I was mining on the Asteroid, and there it was in it’s full and vomitus glory… The leader of the Stonewall Fleet was prattling on like a politician running for a term in office.

I said something about being a politician’s son and that the last thing that should be going on is any sort of aggrandizing grandstanding in a public chat. That it’s better to get to the point.

The leader of the fleet send a scathing whisper to me accusing me of being disrespectful and that he would mute me if I continued.

For one brief moment, I thought about copying & pasting that comment to the Public chat calling out that I must’ve hit a nerve if this “speechifier” is making threats in private. But then I thought twice about it, knowing full well of doing such a thing would cause instantaneous flaming both from the leader as well as whatever quiet spectators were sitting there watching.

In the meantime, several of the fleet called me a “d-bag” for being so “disrespectful”.

I shot back quickly that I’m not a douchebag, and clarified that I generally am good to get along with except when someone is being a grandstanding blow-hard. I went on further to say that he should get to the point as this is a game, not a platform for a political campaign.

The leader went on to say something about “welcoming diversity to the fleet.”

To which I countered, “except when that opinion is dissenting” and got myself banned from their happy little chat.

Admittedly I didn’t realize that I was banned. It had simply gone quiet and I had assumed that the lot of them had moved whatever long-winded speech that was going on to Ventrilo. But after a brief respite from the game, going to chat with C for a bit before he headed to bed and coming back to finish off the grinding and the Duty Officer Missions that I wanted to queue up, realized that it had been too quiet for that Stonewall Fleet’s chat channel. So when I went to look for the channel information, my access to it had been removed. When I tried to re-join I had been denied.

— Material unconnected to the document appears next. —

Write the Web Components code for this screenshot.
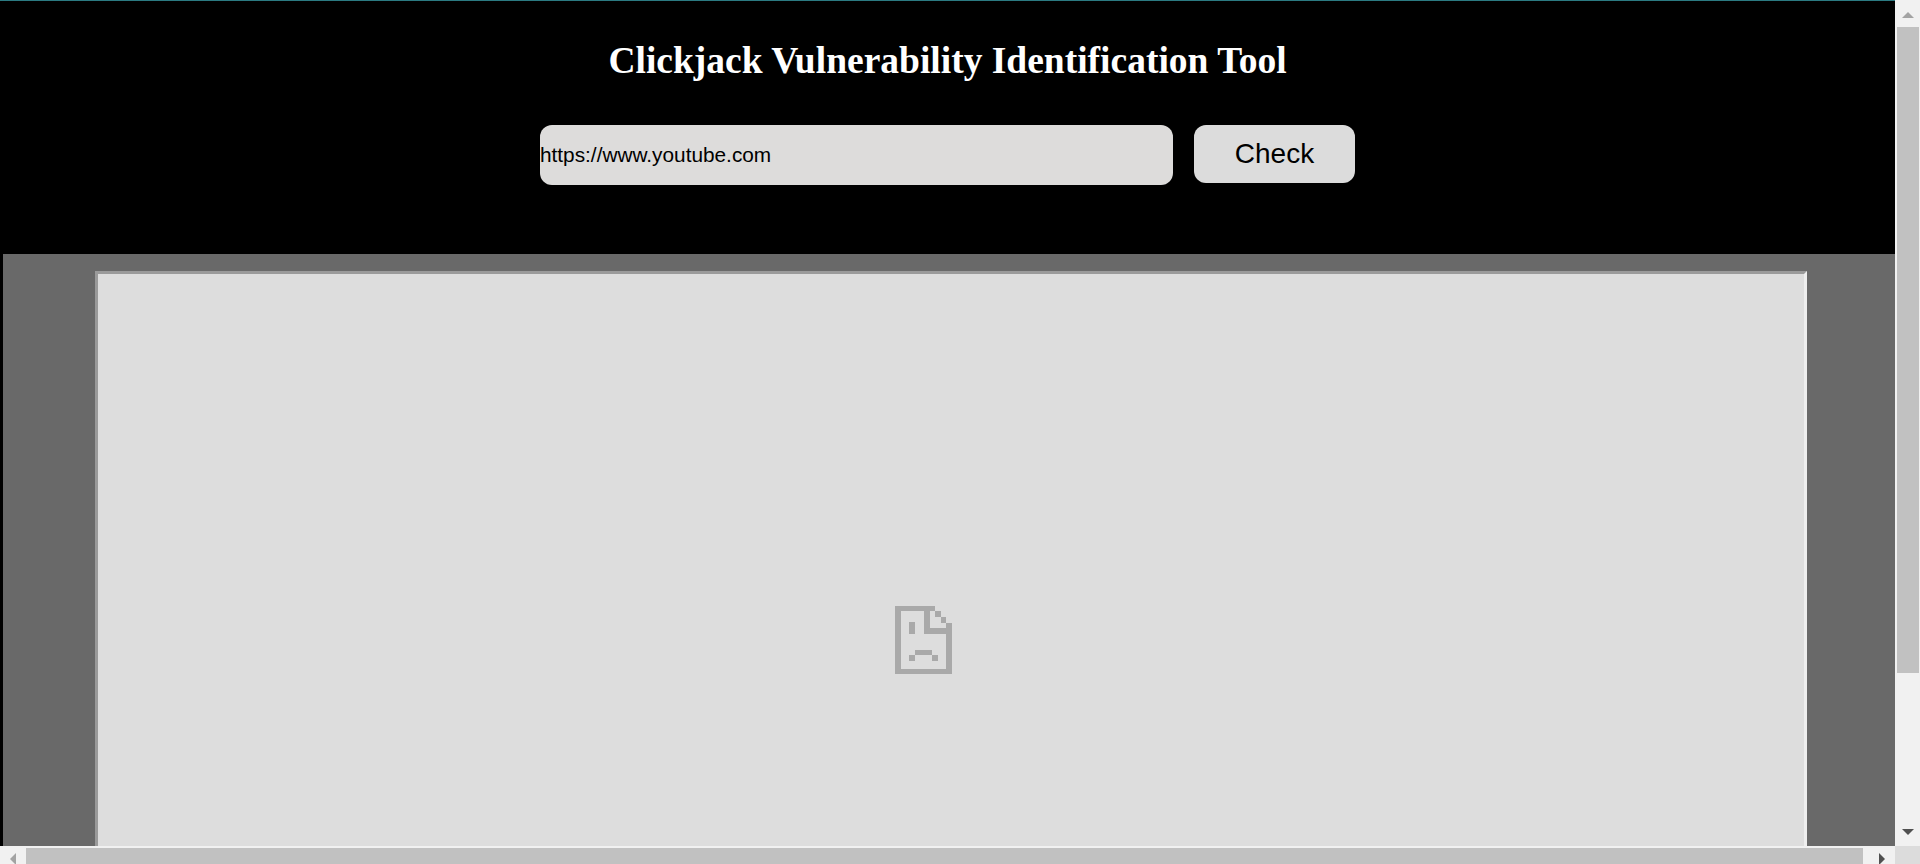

I laughed in LaFamilia’s fleet chat and told them the story, including the banning. There was a bit of chat, and a bit of explaining, but overall at the time before I headed to bed I found it sardonically funny. So did the members of my fleet (though they were a bit confused about how I pulled of being part of 2 different fleet chats).

This morning though? I’m finding it sad. I mean here we are in the 21st century, and what I saw of the leader of this group and the repercussions of my actions to be antiquated. This is something I would’ve expect in the 80s and not now. After all, diversity as it has been taught to me is to accept the good and the bad of the community. It means that sometimes, we’re going to encounter people of an opinion that is completely counter to our own.

I had learned through my years of wandering the planet that a good leader (not to mention a strong one), will be able to roll not only with those of like mind, but also those of an opinion completely counter to their own. To be able to address the group as well as the hecklers, in a way that can bring them all together. Well, sometimes anyway. There are just some that are impossible to please.

This leader of this group however, isn’t one of those that could be qualified as a good leader. If anything, he’s one of the most common of the “leaders” I’ve seen since my days on IRC.

So as I continue to write this entry, I recalled a lot of the familiar patterns of seeing this in the 23 years of being online. The cliquishness of gay men’s (and sometimes even lesbian) groups. The hair-trigger attitude of dissenting voices to whatever the head of the group encounters them. The banning/removing/ostracizing of whatever dissenting voice that comes up — automatically assuming that dissention is equivalent to “the enemy”. That this was typical of someone that has been bullied and picked on that created a power base of being their own Queen of Hearts in their own little kingdom.

Sitting here now, it raises the question: Have we as the abused (from years of being put down for being gay) become the very thing we hated? The abuser? That in our striving for equality, have we lost our ability to understand the very tolerances we’re demanding from others?

I hope not. Because if we have, this is going to be a very dark day in the future when (and if) we get those equalities we’ve been fighting for, all these years.